Enfin, dans cette période active de réflexion sur les moyens de renforcer le respect du copyright à l’ère numérique, la société anglaise PRS for Music (Performing Right Society) propose l’instauration de “feux de signalement” pour indiquer sur les moteurs de recherche, par un voyant vert ou un rouge, si un site facilite le piratage : lors du survol, un message apparaitrait « this site links to unlicensed media ». Cette mesure est pensée dans une démarche de pédagogie et de responsabilisation des internautes. Il ne s’agit donc pas de bloquer l’accès au site, mais de prévenir l’internaute que le site sur lequel il se dirige propose des contenus pirates, le système ayant également pour avantage de mettre en évidence les offres légales.

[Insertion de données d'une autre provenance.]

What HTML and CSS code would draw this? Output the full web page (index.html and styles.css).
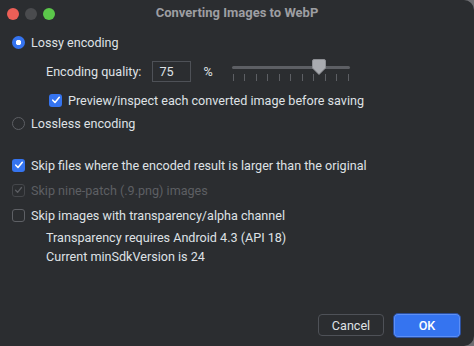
FILE: index.html
```html
<!DOCTYPE html>
<html>
<head>
<meta charset="utf-8">
<link rel="stylesheet" href="styles.css">
</head>
<body>
<div class="window">
  <div class="titlebar">
    <div class="lights">
      <span class="light red"></span>
      <span class="light gray"></span>
      <span class="light green"></span>
    </div>
    <div class="title">Converting Images to WebP</div>
  </div>
  <div class="content">
    <div class="row radio-row first">
      <span class="radio on"></span>
      <span class="label">Lossy encoding</span>
    </div>
    <div class="row quality-row">
      <span class="label">Encoding quality:</span>
      <span class="input">75</span>
      <span class="label pct">%</span>
      <div class="slider">
        <div class="track"></div>
        <svg class="thumb" width="14" height="16" viewBox="0 0 14 16"><path d="M2 0.5 H12 A1.5 1.5 0 0 1 13.5 2 V9 L7 15.5 L0.5 9 V2 A1.5 1.5 0 0 1 2 0.5 Z" fill="#a9abb0" stroke="#8c8e93" stroke-width="1"/></svg>
        <div class="ticks">
          <span></span><span></span><span></span><span></span><span></span><span></span><span></span><span></span><span></span><span></span><span></span>
        </div>
      </div>
    </div>
    <div class="row check-row preview-row">
      <span class="check on"><svg width="12" height="12" viewBox="0 0 12 12"><path d="M2.8 6.2 L5 8.5 L9.3 3.3" fill="none" stroke="#fff" stroke-width="1.6" stroke-linecap="round" stroke-linejoin="round"/></svg></span>
      <span class="label">Preview/inspect each converted image before saving</span>
    </div>
    <div class="row radio-row lossless-row">
      <span class="radio"></span>
      <span class="label">Lossless encoding</span>
    </div>
    <div class="row check-row skip-row">
      <span class="check on"><svg width="12" height="12" viewBox="0 0 12 12"><path d="M2.8 6.2 L5 8.5 L9.3 3.3" fill="none" stroke="#fff" stroke-width="1.6" stroke-linecap="round" stroke-linejoin="round"/></svg></span>
      <span class="label">Skip files where the encoded result is larger than the original</span>
    </div>
    <div class="row check-row next disabled">
      <span class="check dis"><svg width="12" height="12" viewBox="0 0 12 12"><path d="M2.8 6.2 L5 8.5 L9.3 3.3" fill="none" stroke="#5b5d62" stroke-width="1.4" stroke-linecap="round" stroke-linejoin="round"/></svg></span>
      <span class="label">Skip nine-patch (.9.png) images</span>
    </div>
    <div class="row check-row next">
      <span class="check"></span>
      <span class="label">Skip images with transparency/alpha channel</span>
    </div>
    <div class="note first-note">Transparency requires Android 4.3 (API 18)</div>
    <div class="note">Current minSdkVersion is 24</div>
  </div>
  <div class="buttons">
    <button class="btn cancel">Cancel</button>
    <button class="btn ok">OK</button>
  </div>
</div>
</body>
</html>
```
FILE: styles.css
```css
html, body {
  margin: 0;
  padding: 0;
  background: #6e6e72;
  width: 474px;
  height: 346px;
  overflow: hidden;
}
.window {
  width: 474px;
  height: 346px;
  background: #2b2d30;
  border-radius: 0 10px 10px 0;
  display: flex;
  flex-direction: column;
  font-family: Roboto, "Noto Sans", sans-serif;
  font-size: 12.6px;
  color: #dfe1e5;
  box-sizing: border-box;
}
.titlebar {
  height: 27px;
  display: flex;
  align-items: center;
  position: relative;
}
.lights {
  display: flex;
  gap: 6px;
  padding-left: 7px;
}
.light {
  width: 12px;
  height: 12px;
  border-radius: 50%;
  display: block;
}
.light.red { background: #ec5f57; }
.light.gray { background: #4a4b4e; }
.light.green { background: #5bc74a; }
.title {
  position: absolute;
  left: 0;
  right: 0;
  top: 0;
  height: 26px;
  line-height: 26px;
  text-align: center;
  font-weight: 700;
  color: #9d9ea2;
  font-size: 13px;
  pointer-events: none;
}
.content {
  flex: 1;
  display: flex;
  flex-direction: column;
  padding-left: 12px;
}
.row {
  display: flex;
  align-items: center;
  height: 20px;
}
.first { margin-top: 5px; }
.radio {
  width: 13px;
  height: 13px;
  border-radius: 50%;
  border: 1px solid #5e6065;
  box-sizing: border-box;
  margin-right: 6px;
  flex: none;
  background: #2b2d30;
}
.radio.on {
  border: none;
  background: radial-gradient(circle, #ffffff 0 2.5px, #3574f0 3px);
}
.quality-row {
  margin-top: 8px;
  height: 22px;
  padding-left: 34px;
}
.input {
  width: 39px;
  height: 21px;
  box-sizing: border-box;
  border: 1px solid #4e5157;
  margin-left: 11px;
  padding-left: 6px;
  line-height: 19px;
  display: block;
}
.pct { margin-left: 12px; }
.slider {
  margin-left: 19px;
  width: 118px;
  height: 22px;
  position: relative;
}
.track {
  position: absolute;
  left: 0;
  right: 0;
  top: 6px;
  height: 3px;
  border-radius: 2px;
  background: #5d5f64;
}
.thumb {
  position: absolute;
  left: 80px;
  top: -1px;
}
.ticks {
  position: absolute;
  left: 1px;
  right: 1px;
  top: 14px;
  display: flex;
  justify-content: space-between;
}
.ticks span {
  width: 1px;
  height: 7px;
  background: #5d5f64;
  display: block;
}
.check {
  width: 13px;
  height: 13px;
  box-sizing: border-box;
  border-radius: 3px;
  border: 1px solid #5e6065;
  margin-right: 6px;
  flex: none;
  display: flex;
  align-items: center;
  justify-content: center;
}
.check.on {
  background: #3574f0;
  border: none;
}
.check.dis {
  border-color: #45474b;
}
.preview-row {
  margin-top: 8px;
  padding-left: 37px;
}
.lossless-row { margin-top: 3px; }
.skip-row { margin-top: 22px; }
.next { margin-top: 5px; }
.disabled .label { color: #5d5f63; }
.note {
  padding-left: 34px;
  height: 19px;
  line-height: 19px;
}
.first-note { margin-top: 3px; }
.buttons {
  display: flex;
  justify-content: flex-end;
  gap: 9px;
  padding: 0 13px 8px 0;
}
.btn {
  font-family: Roboto, "Noto Sans", sans-serif;
  font-size: 12.6px;
  color: #dfe1e5;
  height: 23px;
  box-sizing: border-box;
  border-radius: 4px;
  margin: 0;
  padding: 0;
}
.cancel {
  width: 66px;
  background: #2b2d30;
  border: 1px solid #4e5157;
  margin-top: 1px;
  height: 22px;
}
.ok {
  width: 68px;
  height: 25px;
  background: #3574f0;
  border: 1px solid #2c4f9c;
  box-shadow: inset 0 0 0 1px #5d8ff5;
  color: #ffffff;
  font-weight: 500;
  border-radius: 5px;
}
```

Comment seraient étiquetés ces sites ? Sur quels principes seraient-ils classés ? PRS for music suggère la création d’une autorité administrative, insistant sur sa nécessaire indépendance afin que le principe puisse être accepté par tous. Une requête serait envoyée au site dans le cas où des contenus illégaux seraient remarqués : si le site l’ignore, un signal d’avertissement rouge serait automatiquement ajouté près de son lien apparaissant dans les résultats des moteurs de recherche.